去る5月5日、「富士スピードウェイ」の一角に全国各地から約300台の痛車が集まった「FSW痛車ミィティング2008」。日本最大規模ということは……すなわち世界最大規模の痛車イベントとも言える。そちらの模様を今回も紹介していきたい。
昼すぎから雨は断続的に降り続いていたが、こんな場合でも屋外に出たり、車内に退避したりと、臨機応変に楽しめるのがカーミーティングのメリット。写真を撮影させていただきつつ、参加者にいろいろと聞いてみた。
痛車歴は今回のイベントを企画した中心メンバーでも2~3年前後といったところで、むしろ「ここ1年以内で始めた」という人がかなり多い。痛車ムーブメントがここ最近で急速に広がってきたことがわかる。

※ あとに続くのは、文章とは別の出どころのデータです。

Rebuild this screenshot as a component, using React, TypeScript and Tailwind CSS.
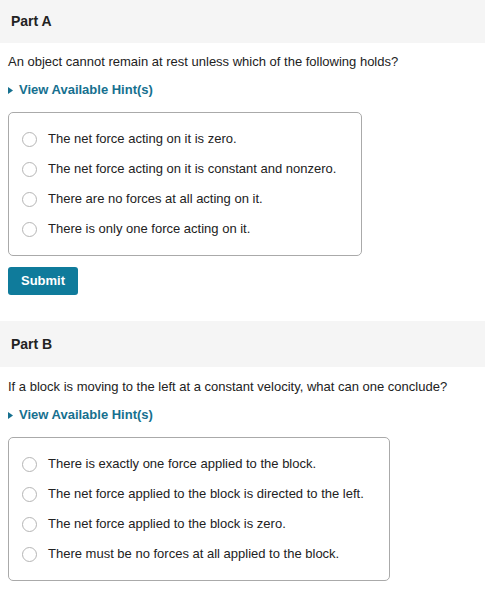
import React from 'react';

type Part = {
  label: string;
  question: string;
  options: string[];
};

const parts: Part[] = [
  {
    label: 'Part A',
    question: 'An object cannot remain at rest unless which of the following holds?',
    options: [
      'The net force acting on it is zero.',
      'The net force acting on it is constant and nonzero.',
      'There are no forces at all acting on it.',
      'There is only one force acting on it.',
    ],
  },
  {
    label: 'Part B',
    question: 'If a block is moving to the left at a constant velocity, what can one conclude?',
    options: [
      'There is exactly one force applied to the block.',
      'The net force applied to the block is directed to the left.',
      'The net force applied to the block is zero.',
      'There must be no forces at all applied to the block.',
    ],
  },
];

const PartSection: React.FC<{ part: Part; first?: boolean }> = ({ part, first }) => (
  <section>
    <div
      className={`${first ? 'h-[43px]' : 'h-[46px] mt-[26px]'} bg-[#f5f5f5] px-[11px] flex items-center`}
    >
      <h3 className="text-[14px] font-bold text-[#222]">{part.label}</h3>
    </div>

    <p className={`${first ? 'mt-[11px]' : 'mt-[12px]'} px-2 text-[13px] leading-[16px] text-[#222]`}>
      {part.question}
    </p>

    {/* hint toggle */}
    <button className="mt-[12px] ml-2 flex items-center gap-[6px] text-[13px] leading-[16px] font-bold text-[#16708f]">
      <svg width="5" height="7" viewBox="0 0 5 7" className="mt-[1px]">
        <path d="M0 0 L5 3.5 L0 7 Z" fill="#16708f" />
      </svg>
      View Available Hint(s)
    </button>

    <div className="mt-[14px] ml-2 inline-block border border-[#aaa] rounded-[5px] pl-[13px] pr-[25px] py-[11px]">
      {part.options.map((opt) => (
        <label key={opt} className="h-[30px] flex items-center gap-[11px] text-[13px] text-[#222]">
          <span className="w-[15px] h-[15px] rounded-full border border-[#b5b5b5] bg-white shrink-0" />
          {opt}
        </label>
      ))}
    </div>

    <div className="mt-[11px] px-2">
      <button className="w-[70px] h-[28px] rounded-[3px] bg-[#0f7b9b] text-white text-[13px] font-bold">
        Submit
      </button>
    </div>
  </section>
);

export default function App() {
  return (
    <div className="w-[485px] h-[591px] overflow-hidden bg-white font-['Liberation_Sans',Arial,sans-serif]">
      {parts.map((p, i) => (
        <PartSection key={p.label} part={p} first={i === 0} />
      ))}
    </div>
  );
}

画像データからカッティングシートを作成できたり、遠方同士でもSNSを使って交流したりと、パソコンの普及も確実に痛車趣味に恩恵を与えているようだ。男女比は9割以上が男性。
また車とアニメ、どちらの趣味が先かを聞いてみると「車が先」という人がやや多数派。アニメオタク的にあれこれ見比べるというよりは、気に入った作品だけを追いかけるという人が多かった。一番多い層は20代で、20代の支持が厚い美少女系の作品『涼宮ハルヒの憂鬱』『らき☆すた』『魔法少女リリカルなのは』が痛車でも三強。初音ミクやPCゲーム系がそれに続いている。
はるばる大阪からの参加したこちらのステップワゴンは、さき千鈴氏の描き下ろしイラストを全面に配置 |
ステップワゴンのロゴを「HAYATE」に変えているだけでなく、ナンバーも「8810(ハヤテ)」! ビバ、希望ナンバー制度 |
ただ、なぜか男性キャラやロボットを扱った痛車はまったくと言っていいほど見当たらない(例外的に『くそみそテクニック』の痛車はあった)。美少女でなければ痛くないからなのか、圧倒的に男性の多い趣味だからなのか、いろいろと聞いてみたが、今回は明確な答えは得られなかった。これは今後の研究課題としておきたい。
さて、撮影を進めるうちに、レーシングコースでは一般車と痛車の混合による体験走行がスタートしたようだ。チームステッカーが貼られたレースカーと、美少女キャラが貼られた痛車が走るのを遠くから見ていると、だんだん区別がつかなくなってきて「これアリじゃねえ?」と違和感がなくなってくるから不思議である。
いまはまだ体験走行にすぎないが、このまま痛車ムーブメントが広がれば、F1グランプリ、ル・マン24時間レース、ダカールラリーといった舞台に痛車が殴り込みをかけるのも日が来るかもしれない。そのときこそ「すべては富士スピードウェイから始まった」と言えるだろう……。
<後記>
2008年、同人ショップのメロンブックスがメインスポンサーとなったラリーチームが全日本ラリー選手権に参戦しており、同社のキャラクター「めろんちゃん」をプリントしたレースカーは現在までに2戦で優勝を飾っている。